■ Objective: What is the count of lines in the listing below that hold the string "page"? Reply with that number alone.

Begin Dataset extract

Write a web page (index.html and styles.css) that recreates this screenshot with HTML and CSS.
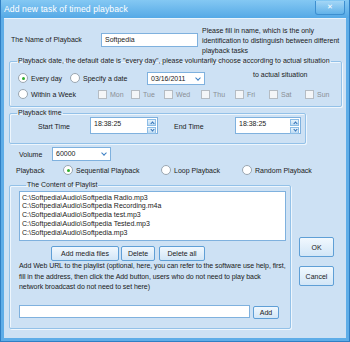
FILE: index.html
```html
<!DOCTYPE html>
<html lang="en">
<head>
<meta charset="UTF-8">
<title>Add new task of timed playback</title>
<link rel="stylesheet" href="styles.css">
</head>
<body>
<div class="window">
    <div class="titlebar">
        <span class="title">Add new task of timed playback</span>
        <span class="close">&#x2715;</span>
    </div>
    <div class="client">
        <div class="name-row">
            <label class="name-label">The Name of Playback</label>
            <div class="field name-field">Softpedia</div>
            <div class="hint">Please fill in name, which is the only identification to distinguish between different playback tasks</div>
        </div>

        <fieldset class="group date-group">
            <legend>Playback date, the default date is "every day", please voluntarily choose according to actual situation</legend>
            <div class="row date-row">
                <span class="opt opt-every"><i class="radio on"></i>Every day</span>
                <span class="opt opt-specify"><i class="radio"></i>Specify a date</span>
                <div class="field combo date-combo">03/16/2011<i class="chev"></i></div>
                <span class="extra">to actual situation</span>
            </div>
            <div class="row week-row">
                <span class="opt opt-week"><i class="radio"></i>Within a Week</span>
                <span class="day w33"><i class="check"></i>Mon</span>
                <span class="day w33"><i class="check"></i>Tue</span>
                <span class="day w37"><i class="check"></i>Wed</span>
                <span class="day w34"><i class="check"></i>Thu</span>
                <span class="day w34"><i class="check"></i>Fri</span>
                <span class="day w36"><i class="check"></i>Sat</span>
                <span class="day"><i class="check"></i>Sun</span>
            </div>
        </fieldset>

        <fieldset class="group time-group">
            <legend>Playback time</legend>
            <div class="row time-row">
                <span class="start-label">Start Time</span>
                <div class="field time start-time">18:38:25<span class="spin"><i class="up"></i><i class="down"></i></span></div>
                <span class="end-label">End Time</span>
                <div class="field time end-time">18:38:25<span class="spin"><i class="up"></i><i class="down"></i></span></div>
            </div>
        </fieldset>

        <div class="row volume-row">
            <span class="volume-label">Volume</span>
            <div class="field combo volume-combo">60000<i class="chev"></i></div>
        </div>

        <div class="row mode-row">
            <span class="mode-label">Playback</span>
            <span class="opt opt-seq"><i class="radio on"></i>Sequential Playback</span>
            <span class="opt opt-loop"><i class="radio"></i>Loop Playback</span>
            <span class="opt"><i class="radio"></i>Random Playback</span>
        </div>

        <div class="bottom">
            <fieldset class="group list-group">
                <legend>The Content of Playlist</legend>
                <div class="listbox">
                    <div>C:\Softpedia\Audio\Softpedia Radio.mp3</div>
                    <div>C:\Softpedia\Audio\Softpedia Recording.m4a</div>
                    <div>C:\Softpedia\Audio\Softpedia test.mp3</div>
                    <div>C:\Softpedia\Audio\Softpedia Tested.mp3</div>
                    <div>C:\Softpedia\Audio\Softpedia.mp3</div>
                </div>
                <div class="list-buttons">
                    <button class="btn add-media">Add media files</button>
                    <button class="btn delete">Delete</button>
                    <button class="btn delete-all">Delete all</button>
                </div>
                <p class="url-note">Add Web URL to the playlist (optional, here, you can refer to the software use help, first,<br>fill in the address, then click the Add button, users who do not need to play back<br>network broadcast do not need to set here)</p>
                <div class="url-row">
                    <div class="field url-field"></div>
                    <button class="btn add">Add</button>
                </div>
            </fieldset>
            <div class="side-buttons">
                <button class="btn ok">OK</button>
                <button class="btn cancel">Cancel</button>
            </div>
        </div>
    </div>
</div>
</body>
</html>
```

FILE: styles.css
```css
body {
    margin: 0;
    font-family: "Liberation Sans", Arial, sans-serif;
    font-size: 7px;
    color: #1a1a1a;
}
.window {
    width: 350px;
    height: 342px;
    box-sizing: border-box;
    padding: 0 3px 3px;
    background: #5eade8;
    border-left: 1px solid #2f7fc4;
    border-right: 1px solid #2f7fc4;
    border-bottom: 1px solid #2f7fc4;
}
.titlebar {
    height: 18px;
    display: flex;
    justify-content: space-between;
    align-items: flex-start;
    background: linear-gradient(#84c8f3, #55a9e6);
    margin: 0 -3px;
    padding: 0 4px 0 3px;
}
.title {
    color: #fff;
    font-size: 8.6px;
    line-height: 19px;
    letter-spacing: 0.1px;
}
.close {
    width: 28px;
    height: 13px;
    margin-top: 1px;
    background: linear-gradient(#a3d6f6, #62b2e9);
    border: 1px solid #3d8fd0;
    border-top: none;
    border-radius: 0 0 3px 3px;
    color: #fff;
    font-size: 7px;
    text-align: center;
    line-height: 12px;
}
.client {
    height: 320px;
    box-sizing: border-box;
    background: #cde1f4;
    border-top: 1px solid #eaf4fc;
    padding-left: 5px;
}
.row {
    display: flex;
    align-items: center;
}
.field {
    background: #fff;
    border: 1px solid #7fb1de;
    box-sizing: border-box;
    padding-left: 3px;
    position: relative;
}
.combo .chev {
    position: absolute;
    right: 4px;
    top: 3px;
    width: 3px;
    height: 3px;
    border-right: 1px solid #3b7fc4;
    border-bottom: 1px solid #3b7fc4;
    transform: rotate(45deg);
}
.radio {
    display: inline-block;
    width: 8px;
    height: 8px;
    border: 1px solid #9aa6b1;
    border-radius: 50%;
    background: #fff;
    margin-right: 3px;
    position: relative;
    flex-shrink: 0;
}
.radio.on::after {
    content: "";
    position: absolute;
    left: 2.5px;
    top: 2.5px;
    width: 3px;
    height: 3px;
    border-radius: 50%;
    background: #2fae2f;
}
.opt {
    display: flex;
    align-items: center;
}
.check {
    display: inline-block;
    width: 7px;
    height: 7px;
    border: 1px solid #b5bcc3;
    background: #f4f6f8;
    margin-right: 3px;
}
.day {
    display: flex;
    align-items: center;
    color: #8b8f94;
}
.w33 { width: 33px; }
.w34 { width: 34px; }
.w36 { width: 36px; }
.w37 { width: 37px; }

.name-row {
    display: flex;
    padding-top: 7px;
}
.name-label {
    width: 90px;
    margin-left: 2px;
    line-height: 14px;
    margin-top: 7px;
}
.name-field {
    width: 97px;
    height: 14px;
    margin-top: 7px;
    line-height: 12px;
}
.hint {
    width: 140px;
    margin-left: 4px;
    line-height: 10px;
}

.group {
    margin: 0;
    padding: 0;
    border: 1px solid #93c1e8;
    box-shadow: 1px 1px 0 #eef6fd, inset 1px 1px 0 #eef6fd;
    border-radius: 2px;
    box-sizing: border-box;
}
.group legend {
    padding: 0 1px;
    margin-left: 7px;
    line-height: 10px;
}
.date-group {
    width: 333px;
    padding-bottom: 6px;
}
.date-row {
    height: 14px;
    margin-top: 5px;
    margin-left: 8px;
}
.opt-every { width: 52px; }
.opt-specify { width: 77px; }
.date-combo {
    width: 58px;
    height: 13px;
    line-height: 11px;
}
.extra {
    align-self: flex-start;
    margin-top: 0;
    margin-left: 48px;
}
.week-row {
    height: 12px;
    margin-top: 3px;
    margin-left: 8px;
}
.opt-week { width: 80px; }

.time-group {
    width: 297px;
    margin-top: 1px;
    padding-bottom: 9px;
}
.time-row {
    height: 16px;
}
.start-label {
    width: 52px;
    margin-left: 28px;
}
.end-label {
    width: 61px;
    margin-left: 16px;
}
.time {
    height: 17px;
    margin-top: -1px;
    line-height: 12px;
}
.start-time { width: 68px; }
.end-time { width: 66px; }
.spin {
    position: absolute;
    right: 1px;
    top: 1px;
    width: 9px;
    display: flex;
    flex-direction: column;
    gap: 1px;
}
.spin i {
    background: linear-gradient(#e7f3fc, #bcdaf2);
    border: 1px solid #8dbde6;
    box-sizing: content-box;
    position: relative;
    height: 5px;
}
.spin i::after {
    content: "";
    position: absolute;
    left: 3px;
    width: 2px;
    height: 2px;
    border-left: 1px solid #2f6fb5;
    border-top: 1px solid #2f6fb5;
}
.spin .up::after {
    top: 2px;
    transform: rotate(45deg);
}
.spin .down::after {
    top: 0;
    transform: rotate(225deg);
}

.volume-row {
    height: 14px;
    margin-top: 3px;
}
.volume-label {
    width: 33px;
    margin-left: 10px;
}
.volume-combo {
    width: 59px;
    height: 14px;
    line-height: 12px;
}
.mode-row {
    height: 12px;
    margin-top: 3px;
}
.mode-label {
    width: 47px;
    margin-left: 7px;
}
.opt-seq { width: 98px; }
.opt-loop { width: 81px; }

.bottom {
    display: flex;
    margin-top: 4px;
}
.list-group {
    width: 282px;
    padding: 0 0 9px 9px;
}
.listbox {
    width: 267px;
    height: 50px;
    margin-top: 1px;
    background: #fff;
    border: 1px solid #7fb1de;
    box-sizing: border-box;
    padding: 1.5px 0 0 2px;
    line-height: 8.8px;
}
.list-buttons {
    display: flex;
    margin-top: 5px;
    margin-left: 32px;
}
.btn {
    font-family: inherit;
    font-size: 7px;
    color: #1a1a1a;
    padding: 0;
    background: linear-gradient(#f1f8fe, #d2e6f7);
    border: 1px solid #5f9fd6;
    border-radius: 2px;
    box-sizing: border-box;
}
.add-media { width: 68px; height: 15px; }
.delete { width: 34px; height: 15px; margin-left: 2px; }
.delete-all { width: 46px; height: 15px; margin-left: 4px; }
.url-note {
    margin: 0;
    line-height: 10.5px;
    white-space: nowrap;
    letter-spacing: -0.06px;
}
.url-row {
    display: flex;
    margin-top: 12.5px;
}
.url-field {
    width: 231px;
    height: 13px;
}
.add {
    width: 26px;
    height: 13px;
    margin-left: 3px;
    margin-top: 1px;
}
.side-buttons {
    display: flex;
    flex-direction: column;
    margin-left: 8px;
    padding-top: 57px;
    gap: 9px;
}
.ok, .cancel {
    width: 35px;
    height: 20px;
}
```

End Dataset extract
Begin Dataset extract

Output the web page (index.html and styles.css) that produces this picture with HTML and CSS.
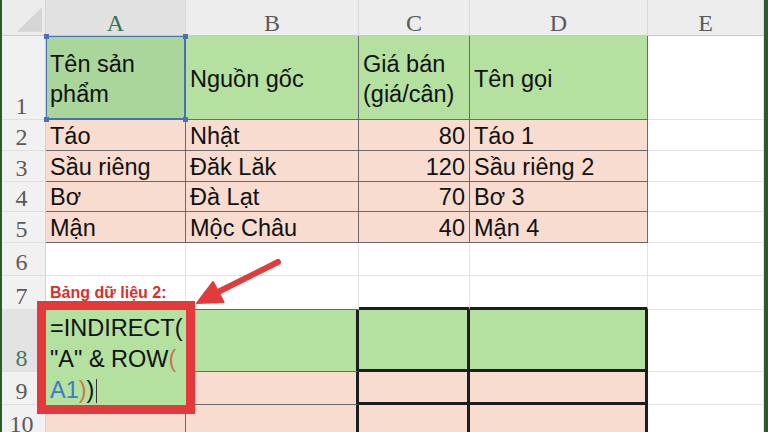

End Dataset extract
Begin Dataset extract

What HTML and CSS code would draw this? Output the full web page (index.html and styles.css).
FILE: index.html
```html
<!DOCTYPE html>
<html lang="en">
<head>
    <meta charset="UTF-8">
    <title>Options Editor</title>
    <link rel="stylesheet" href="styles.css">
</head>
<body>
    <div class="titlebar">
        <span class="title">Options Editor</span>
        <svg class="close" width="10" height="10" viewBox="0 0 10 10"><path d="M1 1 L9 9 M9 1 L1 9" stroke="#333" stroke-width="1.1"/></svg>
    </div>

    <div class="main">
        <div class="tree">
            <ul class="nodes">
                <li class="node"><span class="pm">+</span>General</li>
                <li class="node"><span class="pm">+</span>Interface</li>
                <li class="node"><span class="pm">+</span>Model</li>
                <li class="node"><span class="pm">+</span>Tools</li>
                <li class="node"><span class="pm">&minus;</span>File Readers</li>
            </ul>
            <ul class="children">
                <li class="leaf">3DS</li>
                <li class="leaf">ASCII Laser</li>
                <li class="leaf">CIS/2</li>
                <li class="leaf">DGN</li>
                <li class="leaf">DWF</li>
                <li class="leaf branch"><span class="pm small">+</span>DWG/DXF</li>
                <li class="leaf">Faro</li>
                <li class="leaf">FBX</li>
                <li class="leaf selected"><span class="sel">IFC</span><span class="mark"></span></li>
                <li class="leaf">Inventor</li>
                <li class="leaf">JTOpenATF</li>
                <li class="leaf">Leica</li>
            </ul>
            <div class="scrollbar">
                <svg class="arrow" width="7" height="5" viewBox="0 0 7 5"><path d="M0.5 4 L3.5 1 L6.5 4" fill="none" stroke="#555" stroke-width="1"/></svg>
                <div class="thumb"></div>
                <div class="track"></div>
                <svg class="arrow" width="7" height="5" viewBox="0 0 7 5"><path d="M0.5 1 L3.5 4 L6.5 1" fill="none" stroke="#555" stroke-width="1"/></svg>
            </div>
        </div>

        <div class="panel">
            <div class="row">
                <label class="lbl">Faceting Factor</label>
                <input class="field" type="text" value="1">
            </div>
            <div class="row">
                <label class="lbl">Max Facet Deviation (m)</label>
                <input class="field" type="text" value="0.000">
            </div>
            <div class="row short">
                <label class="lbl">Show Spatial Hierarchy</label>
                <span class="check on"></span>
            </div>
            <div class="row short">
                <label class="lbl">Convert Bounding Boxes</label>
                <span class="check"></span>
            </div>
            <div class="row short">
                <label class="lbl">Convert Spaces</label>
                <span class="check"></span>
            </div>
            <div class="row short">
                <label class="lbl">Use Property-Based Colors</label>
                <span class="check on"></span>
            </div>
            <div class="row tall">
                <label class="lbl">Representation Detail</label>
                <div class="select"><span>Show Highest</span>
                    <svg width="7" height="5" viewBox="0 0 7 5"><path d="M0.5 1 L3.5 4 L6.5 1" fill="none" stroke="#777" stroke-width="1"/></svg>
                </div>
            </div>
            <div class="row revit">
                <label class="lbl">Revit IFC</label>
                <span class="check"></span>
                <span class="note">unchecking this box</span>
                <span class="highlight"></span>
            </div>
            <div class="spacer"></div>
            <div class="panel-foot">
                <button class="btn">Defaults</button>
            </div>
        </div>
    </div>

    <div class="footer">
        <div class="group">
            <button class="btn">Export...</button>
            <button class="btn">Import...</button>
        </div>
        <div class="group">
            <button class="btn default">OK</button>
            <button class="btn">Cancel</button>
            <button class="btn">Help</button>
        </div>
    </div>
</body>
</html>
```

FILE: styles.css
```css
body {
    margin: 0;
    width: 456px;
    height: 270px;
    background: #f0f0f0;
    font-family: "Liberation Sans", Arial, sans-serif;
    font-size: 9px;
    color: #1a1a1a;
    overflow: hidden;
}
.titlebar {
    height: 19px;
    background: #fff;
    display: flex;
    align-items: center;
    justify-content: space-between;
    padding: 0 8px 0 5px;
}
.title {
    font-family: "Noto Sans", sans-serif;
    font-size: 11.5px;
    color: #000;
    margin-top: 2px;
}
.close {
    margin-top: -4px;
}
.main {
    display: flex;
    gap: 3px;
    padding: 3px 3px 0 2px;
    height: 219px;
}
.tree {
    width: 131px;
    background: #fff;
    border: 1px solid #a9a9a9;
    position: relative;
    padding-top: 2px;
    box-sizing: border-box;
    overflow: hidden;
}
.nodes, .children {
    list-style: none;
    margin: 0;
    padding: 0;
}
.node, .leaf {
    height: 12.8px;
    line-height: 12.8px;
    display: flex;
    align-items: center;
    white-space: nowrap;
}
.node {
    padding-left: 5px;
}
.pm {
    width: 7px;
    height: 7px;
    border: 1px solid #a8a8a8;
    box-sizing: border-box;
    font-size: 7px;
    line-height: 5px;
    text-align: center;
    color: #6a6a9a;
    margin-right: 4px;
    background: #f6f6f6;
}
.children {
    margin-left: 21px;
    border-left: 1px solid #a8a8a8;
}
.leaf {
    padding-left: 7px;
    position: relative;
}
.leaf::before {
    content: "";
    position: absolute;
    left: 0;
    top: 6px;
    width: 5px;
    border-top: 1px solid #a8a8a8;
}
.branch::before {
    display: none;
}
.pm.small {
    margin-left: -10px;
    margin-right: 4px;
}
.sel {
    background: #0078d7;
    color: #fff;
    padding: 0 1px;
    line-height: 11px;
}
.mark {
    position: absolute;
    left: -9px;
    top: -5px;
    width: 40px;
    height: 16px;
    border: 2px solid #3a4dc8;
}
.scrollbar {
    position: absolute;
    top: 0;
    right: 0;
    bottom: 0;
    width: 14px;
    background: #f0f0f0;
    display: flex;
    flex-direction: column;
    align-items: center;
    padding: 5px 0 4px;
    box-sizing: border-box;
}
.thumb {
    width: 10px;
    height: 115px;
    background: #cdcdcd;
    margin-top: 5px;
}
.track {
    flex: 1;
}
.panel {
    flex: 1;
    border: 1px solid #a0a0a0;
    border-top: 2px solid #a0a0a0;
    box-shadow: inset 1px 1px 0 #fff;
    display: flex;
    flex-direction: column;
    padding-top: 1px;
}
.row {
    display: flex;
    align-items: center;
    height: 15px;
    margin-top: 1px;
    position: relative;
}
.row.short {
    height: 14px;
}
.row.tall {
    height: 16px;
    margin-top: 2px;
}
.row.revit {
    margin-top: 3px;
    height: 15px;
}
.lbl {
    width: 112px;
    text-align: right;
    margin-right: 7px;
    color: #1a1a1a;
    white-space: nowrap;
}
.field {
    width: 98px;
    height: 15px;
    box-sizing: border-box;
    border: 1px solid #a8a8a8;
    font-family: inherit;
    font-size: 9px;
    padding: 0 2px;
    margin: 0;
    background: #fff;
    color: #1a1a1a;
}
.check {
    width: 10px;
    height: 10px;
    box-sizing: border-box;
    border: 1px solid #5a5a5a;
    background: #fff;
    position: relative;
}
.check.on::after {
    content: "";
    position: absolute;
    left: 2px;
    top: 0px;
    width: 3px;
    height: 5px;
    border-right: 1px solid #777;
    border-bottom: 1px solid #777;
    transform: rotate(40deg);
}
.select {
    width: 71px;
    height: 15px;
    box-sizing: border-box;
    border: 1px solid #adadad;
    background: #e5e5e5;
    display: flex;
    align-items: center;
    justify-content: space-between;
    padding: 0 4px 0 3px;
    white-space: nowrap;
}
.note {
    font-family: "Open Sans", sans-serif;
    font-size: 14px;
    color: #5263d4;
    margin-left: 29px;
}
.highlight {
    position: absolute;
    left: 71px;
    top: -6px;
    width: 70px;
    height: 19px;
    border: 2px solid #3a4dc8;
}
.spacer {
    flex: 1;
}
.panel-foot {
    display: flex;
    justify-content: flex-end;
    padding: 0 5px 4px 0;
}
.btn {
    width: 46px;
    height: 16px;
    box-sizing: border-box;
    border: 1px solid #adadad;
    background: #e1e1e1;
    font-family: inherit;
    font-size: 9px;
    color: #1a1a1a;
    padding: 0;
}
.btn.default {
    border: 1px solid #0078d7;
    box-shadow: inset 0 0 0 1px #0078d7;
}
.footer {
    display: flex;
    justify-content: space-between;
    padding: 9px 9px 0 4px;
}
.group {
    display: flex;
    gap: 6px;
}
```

End Dataset extract

■ Solution to the exercise: 3